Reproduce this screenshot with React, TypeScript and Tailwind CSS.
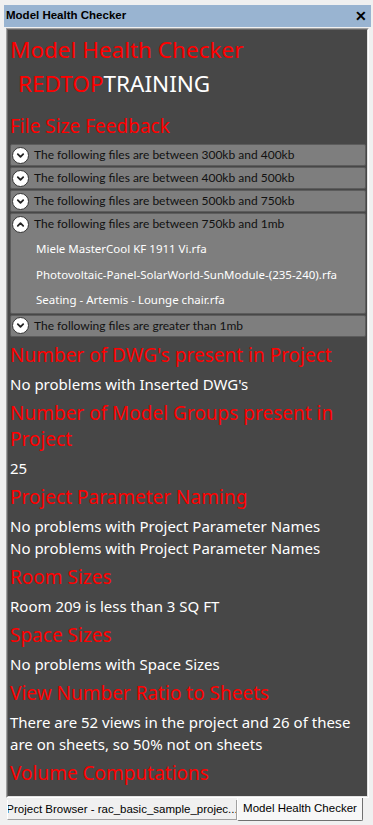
import React from 'react';

const Chevron = ({ up }: { up?: boolean }) => (
  <span className="flex h-[17px] w-[17px] shrink-0 items-center justify-center rounded-full border border-[#333] bg-white">
    <svg width="9" height="9" viewBox="0 0 10 10">
      <path
        d={up ? 'M2 6.5 L5 3.5 L8 6.5' : 'M2 3.5 L5 6.5 L8 3.5'}
        fill="none"
        stroke="#222"
        strokeWidth="2"
        strokeLinecap="round"
        strokeLinejoin="round"
      />
    </svg>
  </span>
);

const Expander: React.FC<{ label: string; items?: string[] }> = ({ label, items }) => (
  <div className="rounded-[2px] border border-[#5c5c5c] bg-[#7e7e7e]">
    <div
      className="flex h-[20px] items-center gap-[5px] pl-[1px] text-[12px] text-[#111]"
      style={{ fontFamily: 'Lato, sans-serif' }}
    >
      <Chevron up={!!items} />
      <span>{label}</span>
    </div>
    {items && (
      <div className="flex flex-col pl-[25px] pt-[2px] text-[11.5px] text-white">
        {items.map((f) => (
          <div key={f} className="h-[25.5px] leading-[25px]">
            {f}
          </div>
        ))}
      </div>
    )}
  </div>
);

const H = ({ children }: { children: React.ReactNode }) => (
  <div className="mt-[5px] text-[19px] leading-[26px] text-[#ff0000]">{children}</div>
);
const P = ({ children }: { children: React.ReactNode }) => (
  <div className="mt-[5px] text-[15px] leading-[22px] text-white">{children}</div>
);

export default function App() {
  return (
    <div
      className="flex h-[825px] w-[373px] flex-col overflow-hidden bg-[#f0f0f0] pl-[4px] pr-[2px] pt-[5px]"
      style={{ fontFamily: '"Noto Sans", sans-serif' }}
    >
      <div
        className="flex h-[22px] shrink-0 items-center justify-between bg-[#99b4d1] pl-[2px] pr-[4px] text-[11.5px] font-bold text-black"
        style={{ fontFamily: '"Liberation Sans", sans-serif' }}
      >
        <span>Model Health Checker</span>
        <span className="text-[14px]">✕</span>
      </div>
      <div className="flex min-h-0 flex-1 flex-col bg-[#f0f0f0] px-[2px] pt-[1px]">
        <div className="h-[770px] overflow-hidden border border-b-white border-l-[#a0a0a0] border-r-white border-t-[#a0a0a0]">
          <div className="h-full border border-b-[#e3e3e3] border-l-[#696969] border-r-[#e3e3e3] border-t-[#696969] bg-[#474747] pl-[2px] pr-[1px] pt-[4px]">
            <div className="text-[22.5px] leading-[32px] text-[#ff0000]">Model Health Checker</div>
            <div className="mt-[3px] pl-[8px] text-[22.5px] leading-[30px]">
              <span className="text-[#ff0000]">REDTOP</span>
              <span className="text-white">TRAINING</span>
            </div>
            <div className="mt-[14px]">
              <div className="text-[19px] leading-[26px] text-[#ff0000]">File Size Feedback</div>
            </div>
            <div className="mt-[5px] flex flex-col gap-[1px]">
              <Expander label="The following files are between 300kb and 400kb" />
              <Expander label="The following files are between 400kb and 500kb" />
              <Expander label="The following files are between 500kb and 750kb" />
              <Expander
                label="The following files are between 750kb and 1mb"
                items={[
                  'Miele MasterCool KF 1911 Vi.rfa',
                  'Photovoltaic-Panel-SolarWorld-SunModule-(235-240).rfa',
                  'Seating - Artemis - Lounge chair.rfa',
                ]}
              />
              <Expander label="The following files are greater than 1mb" />
            </div>
            <div className="flex flex-col">
              <H>Number of DWG's present in Project</H>
              <P>No problems with Inserted DWG's</P>
              <H>Number of Model Groups present in Project</H>
              <P>25</P>
              <H>Project Parameter Naming</H>
              <P>No problems with Project Parameter Names</P>
              <div className="text-[15px] leading-[22px] text-white">No problems with Project Parameter Names</div>
              <H>Room Sizes</H>
              <P>Room 209 is less than 3 SQ FT</P>
              <H>Space Sizes</H>
              <P>No problems with Space Sizes</P>
              <H>View Number Ratio to Sheets</H>
              <P>There are 52 views in the project and 26 of these are on sheets, so 50% not on sheets</P>
              <H>Volume Computations</H>
            </div>
          </div>
        </div>
        <div
          className="flex items-start pl-[1px] text-[11.5px] text-black"
          style={{ fontFamily: '"Liberation Sans", sans-serif' }}
        >
          <div className="mt-[2px] flex h-[20px] w-[230px] items-center justify-center overflow-hidden whitespace-nowrap border border-t-0 border-[#a0a0a0] border-l-white bg-[#f0f0f0]">
            Project Browser - rac_basic_sample_projec...
          </div>
          <div className="flex h-[23px] w-[126px] items-center justify-center whitespace-nowrap rounded-b-[2px] border border-t-0 border-[#707070] border-l-white bg-[#f7f7f7]">
            Model Health Checker
          </div>
        </div>
      </div>
    </div>
  );
}
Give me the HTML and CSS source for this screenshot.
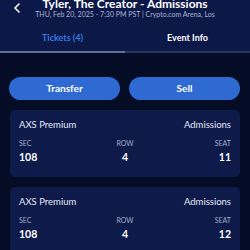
FILE: index.html
```html
<!DOCTYPE html>
<html>
<head>
<meta charset="utf-8">
<link rel="stylesheet" href="styles.css">
</head>
<body>
<div class="header">
  <div class="top">
    <svg class="back" width="8" height="10" viewBox="0 0 8 10"><path d="M6 1 L2 5 L6 9" fill="none" stroke="#ffffff" stroke-width="1.6" stroke-linecap="round" stroke-linejoin="round"/></svg>
    <div class="titles">
      <div class="title">Tyler, The Creator - Admissions</div>
      <div class="sub">THU, Feb 20, 2025 - 7:30 PM PST | Crypto.com Arena, Los</div>
    </div>
  </div>
  <div class="tabs">
    <div class="tab active">Tickets (4)</div>
    <div class="tab">Event Info</div>
  </div>
</div>
<div class="main">
  <div class="actions">
    <div class="btn">Transfer</div>
    <div class="btn">Sell</div>
  </div>
  <div class="card">
    <div class="row1"><span>AXS Premium</span><span>Admissions</span></div>
    <div class="seats">
      <div class="cell left"><div class="lbl">SEC</div><div class="val">108</div></div>
      <div class="cell mid"><div class="lbl">ROW</div><div class="val">4</div></div>
      <div class="cell right"><div class="lbl">SEAT</div><div class="val">11</div></div>
    </div>
  </div>
  <div class="card">
    <div class="row1"><span>AXS Premium</span><span>Admissions</span></div>
    <div class="seats">
      <div class="cell left"><div class="lbl">SEC</div><div class="val">108</div></div>
      <div class="cell mid"><div class="lbl">ROW</div><div class="val">4</div></div>
      <div class="cell right"><div class="lbl">SEAT</div><div class="val">12</div></div>
    </div>
  </div>
</div>
</body>
</html>
```
FILE: styles.css
```css
* { box-sizing: border-box; }
html, body { margin: 0; padding: 0; }
body {
  width: 250px;
  height: 250px;
  overflow: hidden;
  background: #050c26;
  font-family: Lato, "Noto Sans", sans-serif;
  color: #ffffff;
}
.header {
  background: #0c1848;
}
.top {
  position: relative;
  height: 26px;
  display: flex;
  justify-content: center;
}
.back {
  position: absolute;
  left: 13px;
  top: 3px;
}
.titles {
  text-align: center;
  margin-top: -2px;
}
.title {
  font-size: 12px;
  font-weight: 700;
  line-height: 12px;
}
.sub {
  font-size: 7px;
  line-height: 9px;
  margin-top: 0;
  color: #aab3cf;
}
.tabs {
  display: flex;
  height: 27px;
}
.tab {
  flex: 1;
  text-align: center;
  font-size: 9px;
  font-weight: 700;
  line-height: 24px;
  border-bottom: 2px solid #283461;
}
.tab.active {
  color: #3a78e0;
  border-bottom-color: #5f6e9f;
}
.main {
  padding: 24px 10px 0 9px;
}
.actions {
  display: flex;
  gap: 9px;
}
.btn {
  flex: 1;
  height: 23px;
  border-radius: 12px;
  background: #2f6ad3;
  text-align: center;
  font-size: 10px;
  font-weight: 700;
  line-height: 23px;
}
.card {
  margin-top: 10px;
  margin-left: 1px;
  background: #0d1a4a;
  border-radius: 5px;
  padding: 9px 9px 8px 9px;
  height: 67px;
}
.row1 {
  display: flex;
  justify-content: space-between;
  font-size: 9.5px;
  line-height: 12px;
  color: #e4e8f4;
}
.seats {
  display: flex;
  margin-top: 8px;
}
.cell { flex: 1; }
.cell.mid { text-align: center; }
.cell.right { text-align: right; }
.lbl {
  font-size: 7px;
  line-height: 9px;
  color: #a3adcc;
}
.val {
  font-size: 10.5px;
  font-weight: 700;
  line-height: 13px;
  margin-top: 3px;
}
```
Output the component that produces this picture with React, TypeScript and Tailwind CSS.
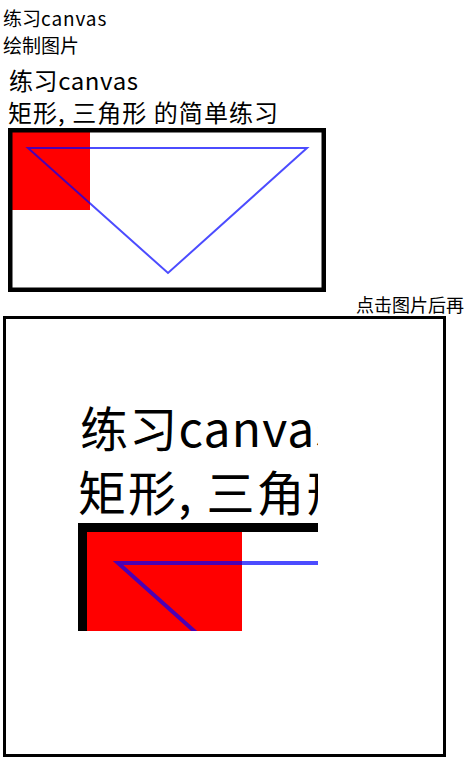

════

Pick out every line of the listing containing the word "Tailwind", and show those lines.

Reproduce this screenshot with React, TypeScript and Tailwind CSS.
Output the component that produces this picture with React, TypeScript and Tailwind CSS.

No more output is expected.